• [Prompt]: Scan the entries below for the word "this". Copy each line that has it.

************

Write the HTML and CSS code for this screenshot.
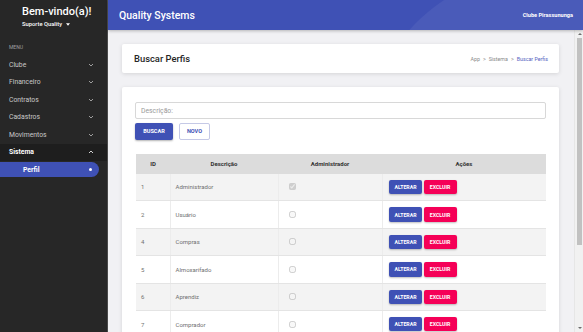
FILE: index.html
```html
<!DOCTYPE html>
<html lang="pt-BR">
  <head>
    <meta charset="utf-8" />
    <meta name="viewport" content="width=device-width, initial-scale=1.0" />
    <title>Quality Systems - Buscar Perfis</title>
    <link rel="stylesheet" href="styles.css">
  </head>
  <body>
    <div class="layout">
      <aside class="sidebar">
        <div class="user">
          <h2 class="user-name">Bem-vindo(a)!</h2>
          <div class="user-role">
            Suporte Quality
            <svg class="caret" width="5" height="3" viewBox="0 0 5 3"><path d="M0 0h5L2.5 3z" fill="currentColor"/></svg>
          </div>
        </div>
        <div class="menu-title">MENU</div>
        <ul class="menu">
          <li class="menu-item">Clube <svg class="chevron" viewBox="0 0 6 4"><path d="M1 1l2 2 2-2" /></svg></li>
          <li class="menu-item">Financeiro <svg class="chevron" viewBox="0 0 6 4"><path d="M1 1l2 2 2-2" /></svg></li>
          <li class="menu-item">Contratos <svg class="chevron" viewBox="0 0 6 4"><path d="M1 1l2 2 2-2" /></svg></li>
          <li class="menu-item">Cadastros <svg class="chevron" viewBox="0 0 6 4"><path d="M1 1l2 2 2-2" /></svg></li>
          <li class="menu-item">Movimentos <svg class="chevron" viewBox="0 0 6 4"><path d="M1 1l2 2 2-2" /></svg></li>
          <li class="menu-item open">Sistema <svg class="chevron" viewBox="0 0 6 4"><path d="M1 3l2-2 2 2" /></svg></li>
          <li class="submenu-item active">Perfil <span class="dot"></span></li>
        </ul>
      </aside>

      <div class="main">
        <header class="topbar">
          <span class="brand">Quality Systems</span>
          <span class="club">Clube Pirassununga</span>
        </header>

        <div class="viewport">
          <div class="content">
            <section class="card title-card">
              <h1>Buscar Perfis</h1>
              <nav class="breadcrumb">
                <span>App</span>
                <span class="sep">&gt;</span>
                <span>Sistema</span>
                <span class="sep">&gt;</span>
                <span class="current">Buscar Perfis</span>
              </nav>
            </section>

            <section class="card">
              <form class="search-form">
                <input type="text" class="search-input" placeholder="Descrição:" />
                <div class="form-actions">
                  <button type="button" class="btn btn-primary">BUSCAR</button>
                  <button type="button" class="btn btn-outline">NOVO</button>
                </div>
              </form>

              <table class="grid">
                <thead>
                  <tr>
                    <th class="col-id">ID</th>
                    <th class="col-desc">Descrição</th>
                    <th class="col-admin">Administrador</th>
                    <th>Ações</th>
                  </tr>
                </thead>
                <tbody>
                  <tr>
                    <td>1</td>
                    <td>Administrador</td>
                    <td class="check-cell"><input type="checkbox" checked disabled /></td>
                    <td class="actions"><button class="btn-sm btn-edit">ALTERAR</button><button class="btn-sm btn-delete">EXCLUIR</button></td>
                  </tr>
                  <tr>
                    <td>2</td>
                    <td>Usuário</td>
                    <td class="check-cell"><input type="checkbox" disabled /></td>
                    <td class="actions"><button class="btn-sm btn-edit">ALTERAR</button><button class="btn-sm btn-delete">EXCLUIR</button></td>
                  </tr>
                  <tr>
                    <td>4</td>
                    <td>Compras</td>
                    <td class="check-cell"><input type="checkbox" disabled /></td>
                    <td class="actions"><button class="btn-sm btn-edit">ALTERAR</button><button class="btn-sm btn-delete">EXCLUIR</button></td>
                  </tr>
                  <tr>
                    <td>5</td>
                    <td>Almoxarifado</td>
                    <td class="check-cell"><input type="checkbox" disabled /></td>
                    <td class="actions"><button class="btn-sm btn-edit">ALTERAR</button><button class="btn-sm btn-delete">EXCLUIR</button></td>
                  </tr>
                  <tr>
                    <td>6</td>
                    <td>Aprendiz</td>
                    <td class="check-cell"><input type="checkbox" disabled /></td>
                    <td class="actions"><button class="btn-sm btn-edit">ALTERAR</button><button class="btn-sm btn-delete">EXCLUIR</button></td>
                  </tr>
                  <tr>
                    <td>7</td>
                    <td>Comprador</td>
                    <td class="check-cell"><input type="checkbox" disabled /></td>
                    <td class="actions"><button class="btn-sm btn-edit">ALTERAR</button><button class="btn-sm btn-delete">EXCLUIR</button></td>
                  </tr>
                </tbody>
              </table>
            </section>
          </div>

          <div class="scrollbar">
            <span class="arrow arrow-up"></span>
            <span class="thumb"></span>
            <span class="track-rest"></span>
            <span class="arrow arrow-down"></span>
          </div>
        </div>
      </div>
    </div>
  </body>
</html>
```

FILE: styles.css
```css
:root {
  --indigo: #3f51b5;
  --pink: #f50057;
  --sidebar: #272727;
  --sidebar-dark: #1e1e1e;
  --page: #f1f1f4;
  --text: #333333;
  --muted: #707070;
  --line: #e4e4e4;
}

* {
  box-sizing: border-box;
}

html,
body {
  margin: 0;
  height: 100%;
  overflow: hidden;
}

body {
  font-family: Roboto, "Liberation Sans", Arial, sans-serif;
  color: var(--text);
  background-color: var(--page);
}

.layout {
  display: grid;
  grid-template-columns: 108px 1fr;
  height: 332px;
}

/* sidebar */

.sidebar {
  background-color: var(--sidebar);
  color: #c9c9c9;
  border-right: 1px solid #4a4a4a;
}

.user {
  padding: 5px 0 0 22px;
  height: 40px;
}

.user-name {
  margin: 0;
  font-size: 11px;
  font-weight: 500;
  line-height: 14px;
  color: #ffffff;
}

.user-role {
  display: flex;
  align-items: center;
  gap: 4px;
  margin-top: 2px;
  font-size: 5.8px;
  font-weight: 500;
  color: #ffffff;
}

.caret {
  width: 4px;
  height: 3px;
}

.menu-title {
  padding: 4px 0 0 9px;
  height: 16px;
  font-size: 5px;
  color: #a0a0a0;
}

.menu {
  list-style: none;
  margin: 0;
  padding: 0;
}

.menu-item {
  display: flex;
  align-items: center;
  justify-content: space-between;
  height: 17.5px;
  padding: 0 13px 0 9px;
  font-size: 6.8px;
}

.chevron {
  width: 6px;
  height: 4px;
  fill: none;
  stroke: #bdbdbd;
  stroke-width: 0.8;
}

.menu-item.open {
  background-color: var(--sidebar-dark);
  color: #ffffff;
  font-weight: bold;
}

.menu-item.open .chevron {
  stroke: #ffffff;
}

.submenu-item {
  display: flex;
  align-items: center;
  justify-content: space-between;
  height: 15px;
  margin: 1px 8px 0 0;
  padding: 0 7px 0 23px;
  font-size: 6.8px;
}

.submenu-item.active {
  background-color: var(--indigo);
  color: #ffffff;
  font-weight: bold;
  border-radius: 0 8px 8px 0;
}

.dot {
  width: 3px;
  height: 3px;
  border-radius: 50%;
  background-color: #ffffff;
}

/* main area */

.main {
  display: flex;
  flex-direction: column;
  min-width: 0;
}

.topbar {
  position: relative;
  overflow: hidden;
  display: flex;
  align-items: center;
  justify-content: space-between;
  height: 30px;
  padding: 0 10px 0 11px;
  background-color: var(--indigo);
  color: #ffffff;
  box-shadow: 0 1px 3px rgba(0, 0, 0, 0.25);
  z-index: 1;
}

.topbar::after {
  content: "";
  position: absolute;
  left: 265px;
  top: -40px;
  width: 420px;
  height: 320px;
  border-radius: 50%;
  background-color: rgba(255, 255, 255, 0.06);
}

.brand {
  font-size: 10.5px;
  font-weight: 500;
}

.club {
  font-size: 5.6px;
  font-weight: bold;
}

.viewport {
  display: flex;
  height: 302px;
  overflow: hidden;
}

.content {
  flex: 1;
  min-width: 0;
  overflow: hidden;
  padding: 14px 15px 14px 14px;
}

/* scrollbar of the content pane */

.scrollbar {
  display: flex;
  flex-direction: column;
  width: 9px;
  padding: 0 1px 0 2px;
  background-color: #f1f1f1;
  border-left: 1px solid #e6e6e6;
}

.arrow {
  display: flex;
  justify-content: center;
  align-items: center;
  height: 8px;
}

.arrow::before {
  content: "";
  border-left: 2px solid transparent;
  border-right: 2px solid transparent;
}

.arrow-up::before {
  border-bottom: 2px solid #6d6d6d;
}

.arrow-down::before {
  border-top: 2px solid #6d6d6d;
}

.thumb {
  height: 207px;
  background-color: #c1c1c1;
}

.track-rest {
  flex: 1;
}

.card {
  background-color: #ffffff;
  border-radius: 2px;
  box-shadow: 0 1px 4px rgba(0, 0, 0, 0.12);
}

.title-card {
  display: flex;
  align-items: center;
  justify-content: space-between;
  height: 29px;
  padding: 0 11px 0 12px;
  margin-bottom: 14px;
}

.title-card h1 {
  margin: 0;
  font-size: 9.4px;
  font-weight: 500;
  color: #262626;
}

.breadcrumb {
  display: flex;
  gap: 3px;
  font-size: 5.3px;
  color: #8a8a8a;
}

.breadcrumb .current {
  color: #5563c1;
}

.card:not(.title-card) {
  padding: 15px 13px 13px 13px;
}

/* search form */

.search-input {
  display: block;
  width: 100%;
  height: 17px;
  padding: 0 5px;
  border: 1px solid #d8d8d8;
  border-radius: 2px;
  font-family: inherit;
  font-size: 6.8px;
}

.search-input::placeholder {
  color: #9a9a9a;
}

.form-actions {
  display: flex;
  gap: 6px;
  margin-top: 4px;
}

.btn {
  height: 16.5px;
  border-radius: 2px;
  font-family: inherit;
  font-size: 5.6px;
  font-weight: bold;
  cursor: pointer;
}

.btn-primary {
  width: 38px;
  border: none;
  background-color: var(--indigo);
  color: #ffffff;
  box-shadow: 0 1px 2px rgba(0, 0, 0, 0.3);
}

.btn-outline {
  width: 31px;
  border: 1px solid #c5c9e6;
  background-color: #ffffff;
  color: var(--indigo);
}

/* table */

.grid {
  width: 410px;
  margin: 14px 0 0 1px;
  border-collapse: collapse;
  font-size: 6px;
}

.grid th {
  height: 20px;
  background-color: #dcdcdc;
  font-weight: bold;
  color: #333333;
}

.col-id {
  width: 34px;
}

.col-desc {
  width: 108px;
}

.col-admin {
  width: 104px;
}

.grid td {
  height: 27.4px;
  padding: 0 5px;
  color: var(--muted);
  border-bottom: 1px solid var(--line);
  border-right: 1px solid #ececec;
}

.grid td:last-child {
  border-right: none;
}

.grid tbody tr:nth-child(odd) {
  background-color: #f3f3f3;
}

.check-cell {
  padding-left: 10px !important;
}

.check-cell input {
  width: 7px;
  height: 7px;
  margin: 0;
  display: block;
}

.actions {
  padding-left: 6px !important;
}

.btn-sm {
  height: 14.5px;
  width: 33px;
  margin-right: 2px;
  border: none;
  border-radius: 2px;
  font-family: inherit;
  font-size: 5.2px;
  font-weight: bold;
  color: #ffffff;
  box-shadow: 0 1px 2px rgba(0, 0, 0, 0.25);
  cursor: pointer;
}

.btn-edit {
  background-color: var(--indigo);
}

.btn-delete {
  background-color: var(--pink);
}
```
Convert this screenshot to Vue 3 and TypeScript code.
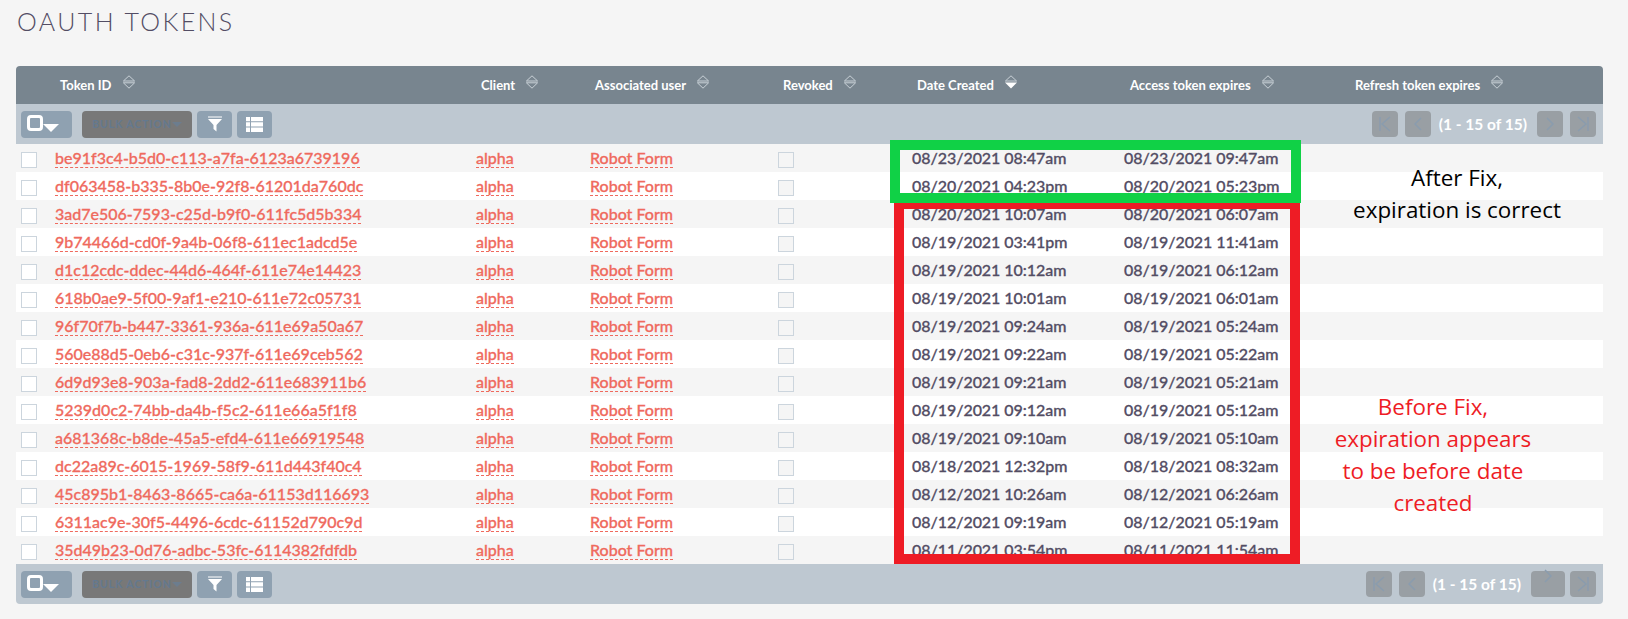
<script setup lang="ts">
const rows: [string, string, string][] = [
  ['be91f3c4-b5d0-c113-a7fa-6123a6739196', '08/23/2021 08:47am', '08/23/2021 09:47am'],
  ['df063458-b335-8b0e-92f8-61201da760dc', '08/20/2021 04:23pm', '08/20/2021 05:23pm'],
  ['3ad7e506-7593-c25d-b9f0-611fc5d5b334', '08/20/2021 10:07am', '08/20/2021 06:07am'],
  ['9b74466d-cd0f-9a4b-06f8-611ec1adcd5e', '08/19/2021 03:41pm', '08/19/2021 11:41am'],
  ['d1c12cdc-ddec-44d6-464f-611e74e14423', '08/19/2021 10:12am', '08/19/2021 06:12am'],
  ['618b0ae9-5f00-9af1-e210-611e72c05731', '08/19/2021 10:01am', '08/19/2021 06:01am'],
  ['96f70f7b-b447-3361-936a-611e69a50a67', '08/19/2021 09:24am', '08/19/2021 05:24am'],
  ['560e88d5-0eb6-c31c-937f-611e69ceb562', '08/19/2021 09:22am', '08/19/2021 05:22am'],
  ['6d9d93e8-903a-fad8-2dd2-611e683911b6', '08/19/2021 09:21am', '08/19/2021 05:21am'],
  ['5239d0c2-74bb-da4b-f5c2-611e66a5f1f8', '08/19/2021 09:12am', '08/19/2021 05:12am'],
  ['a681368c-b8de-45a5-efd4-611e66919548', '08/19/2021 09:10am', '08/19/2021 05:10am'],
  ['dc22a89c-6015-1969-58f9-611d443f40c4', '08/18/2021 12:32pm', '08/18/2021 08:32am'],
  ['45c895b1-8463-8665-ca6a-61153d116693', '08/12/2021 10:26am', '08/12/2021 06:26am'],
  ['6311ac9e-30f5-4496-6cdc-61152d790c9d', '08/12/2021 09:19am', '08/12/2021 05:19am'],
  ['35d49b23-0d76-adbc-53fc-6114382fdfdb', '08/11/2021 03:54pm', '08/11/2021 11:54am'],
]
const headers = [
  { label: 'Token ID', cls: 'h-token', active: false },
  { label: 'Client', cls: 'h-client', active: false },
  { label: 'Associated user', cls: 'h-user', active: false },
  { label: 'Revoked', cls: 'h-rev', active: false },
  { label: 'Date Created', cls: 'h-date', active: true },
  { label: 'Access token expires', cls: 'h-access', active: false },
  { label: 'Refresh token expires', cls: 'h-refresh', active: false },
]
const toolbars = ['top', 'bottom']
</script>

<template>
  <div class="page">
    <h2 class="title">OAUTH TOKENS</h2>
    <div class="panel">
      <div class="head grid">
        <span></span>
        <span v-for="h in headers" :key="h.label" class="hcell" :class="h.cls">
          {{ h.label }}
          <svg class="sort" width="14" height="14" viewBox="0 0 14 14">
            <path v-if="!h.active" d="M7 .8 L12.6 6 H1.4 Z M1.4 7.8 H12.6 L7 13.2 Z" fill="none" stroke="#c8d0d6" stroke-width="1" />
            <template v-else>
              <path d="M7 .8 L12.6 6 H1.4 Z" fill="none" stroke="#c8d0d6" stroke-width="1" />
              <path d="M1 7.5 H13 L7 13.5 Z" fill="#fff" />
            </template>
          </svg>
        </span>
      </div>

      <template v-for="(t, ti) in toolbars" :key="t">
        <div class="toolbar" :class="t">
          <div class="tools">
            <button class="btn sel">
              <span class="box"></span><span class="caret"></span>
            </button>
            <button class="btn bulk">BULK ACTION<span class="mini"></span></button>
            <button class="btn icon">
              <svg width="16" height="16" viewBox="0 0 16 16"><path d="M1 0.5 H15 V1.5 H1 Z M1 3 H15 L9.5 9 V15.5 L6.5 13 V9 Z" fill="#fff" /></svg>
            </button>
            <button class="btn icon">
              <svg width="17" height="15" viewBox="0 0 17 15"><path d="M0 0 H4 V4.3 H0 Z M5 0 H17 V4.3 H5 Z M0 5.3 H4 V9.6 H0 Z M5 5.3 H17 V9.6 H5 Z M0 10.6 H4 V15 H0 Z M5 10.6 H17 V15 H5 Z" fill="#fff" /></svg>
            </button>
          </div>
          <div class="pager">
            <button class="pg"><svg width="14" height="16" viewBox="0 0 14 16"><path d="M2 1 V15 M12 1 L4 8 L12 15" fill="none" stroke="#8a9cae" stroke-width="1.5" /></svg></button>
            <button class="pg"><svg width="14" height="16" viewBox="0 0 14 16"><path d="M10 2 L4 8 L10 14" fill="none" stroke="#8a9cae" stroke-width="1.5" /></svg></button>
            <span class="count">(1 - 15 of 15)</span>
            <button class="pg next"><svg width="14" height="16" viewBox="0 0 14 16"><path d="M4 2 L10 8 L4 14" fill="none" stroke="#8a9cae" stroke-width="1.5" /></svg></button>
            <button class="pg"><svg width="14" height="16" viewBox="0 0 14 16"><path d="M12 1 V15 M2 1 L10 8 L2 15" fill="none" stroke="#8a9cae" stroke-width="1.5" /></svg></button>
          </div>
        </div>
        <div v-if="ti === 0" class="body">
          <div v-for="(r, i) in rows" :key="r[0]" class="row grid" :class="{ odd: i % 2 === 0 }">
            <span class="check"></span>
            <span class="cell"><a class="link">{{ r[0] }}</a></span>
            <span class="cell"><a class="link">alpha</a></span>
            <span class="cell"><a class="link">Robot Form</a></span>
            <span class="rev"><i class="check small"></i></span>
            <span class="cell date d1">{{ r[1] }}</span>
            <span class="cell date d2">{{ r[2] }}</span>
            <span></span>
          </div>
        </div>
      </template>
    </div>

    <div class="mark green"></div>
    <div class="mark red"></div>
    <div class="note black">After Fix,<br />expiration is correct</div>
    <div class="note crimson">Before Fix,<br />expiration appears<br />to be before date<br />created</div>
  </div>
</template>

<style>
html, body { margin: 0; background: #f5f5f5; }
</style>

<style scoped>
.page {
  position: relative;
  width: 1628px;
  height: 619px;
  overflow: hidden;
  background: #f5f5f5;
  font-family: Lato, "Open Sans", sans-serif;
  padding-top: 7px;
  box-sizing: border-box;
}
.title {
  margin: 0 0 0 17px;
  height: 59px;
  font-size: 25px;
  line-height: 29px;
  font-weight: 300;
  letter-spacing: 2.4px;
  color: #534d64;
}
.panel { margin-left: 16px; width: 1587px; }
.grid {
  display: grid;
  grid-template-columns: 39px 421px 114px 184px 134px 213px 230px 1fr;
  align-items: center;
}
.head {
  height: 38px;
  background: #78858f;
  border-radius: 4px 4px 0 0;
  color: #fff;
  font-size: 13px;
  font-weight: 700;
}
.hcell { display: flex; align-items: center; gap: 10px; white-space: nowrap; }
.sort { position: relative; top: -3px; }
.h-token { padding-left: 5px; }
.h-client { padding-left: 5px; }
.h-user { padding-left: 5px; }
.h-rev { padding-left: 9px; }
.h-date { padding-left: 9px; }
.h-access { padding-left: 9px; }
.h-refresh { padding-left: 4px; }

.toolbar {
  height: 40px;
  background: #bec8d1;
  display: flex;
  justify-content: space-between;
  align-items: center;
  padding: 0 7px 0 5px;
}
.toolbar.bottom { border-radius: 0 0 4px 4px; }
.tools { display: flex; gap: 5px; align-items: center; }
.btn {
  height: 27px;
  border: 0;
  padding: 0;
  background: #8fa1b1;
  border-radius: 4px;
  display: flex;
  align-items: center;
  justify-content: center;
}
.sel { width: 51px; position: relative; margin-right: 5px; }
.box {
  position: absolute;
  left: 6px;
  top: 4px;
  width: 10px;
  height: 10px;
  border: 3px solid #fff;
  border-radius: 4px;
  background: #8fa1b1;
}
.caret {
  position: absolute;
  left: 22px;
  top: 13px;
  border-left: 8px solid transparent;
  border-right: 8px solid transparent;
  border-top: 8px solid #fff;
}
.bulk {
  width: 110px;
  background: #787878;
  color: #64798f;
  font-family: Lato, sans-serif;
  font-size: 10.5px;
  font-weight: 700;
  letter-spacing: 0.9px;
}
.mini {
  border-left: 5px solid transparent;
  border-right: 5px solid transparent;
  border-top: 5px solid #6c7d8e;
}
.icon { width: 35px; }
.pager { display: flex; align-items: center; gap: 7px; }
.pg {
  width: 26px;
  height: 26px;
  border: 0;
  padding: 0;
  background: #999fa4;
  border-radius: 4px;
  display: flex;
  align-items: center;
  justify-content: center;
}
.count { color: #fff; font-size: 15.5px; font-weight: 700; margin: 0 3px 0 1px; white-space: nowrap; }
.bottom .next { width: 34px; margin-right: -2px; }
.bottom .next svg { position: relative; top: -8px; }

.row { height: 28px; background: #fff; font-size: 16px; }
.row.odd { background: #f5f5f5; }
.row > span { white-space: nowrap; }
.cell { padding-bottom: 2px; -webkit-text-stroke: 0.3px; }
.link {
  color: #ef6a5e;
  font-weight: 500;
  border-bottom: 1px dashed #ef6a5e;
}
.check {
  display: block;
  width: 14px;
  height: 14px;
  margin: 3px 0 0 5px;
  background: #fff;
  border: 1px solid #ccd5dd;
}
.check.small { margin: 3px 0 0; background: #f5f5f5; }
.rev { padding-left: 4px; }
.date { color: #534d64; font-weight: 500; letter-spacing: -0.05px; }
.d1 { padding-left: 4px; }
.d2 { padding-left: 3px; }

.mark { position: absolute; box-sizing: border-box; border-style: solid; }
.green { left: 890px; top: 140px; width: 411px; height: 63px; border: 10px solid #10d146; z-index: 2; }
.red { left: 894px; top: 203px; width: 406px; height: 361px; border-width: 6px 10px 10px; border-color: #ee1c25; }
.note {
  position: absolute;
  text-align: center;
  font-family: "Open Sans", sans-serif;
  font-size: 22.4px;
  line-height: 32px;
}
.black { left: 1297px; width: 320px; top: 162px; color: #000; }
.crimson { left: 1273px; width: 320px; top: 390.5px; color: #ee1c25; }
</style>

************

• [Finished exercise]:
Write the HTML and CSS code for this screenshot.
Convert this screenshot to Vue 3 and TypeScript code.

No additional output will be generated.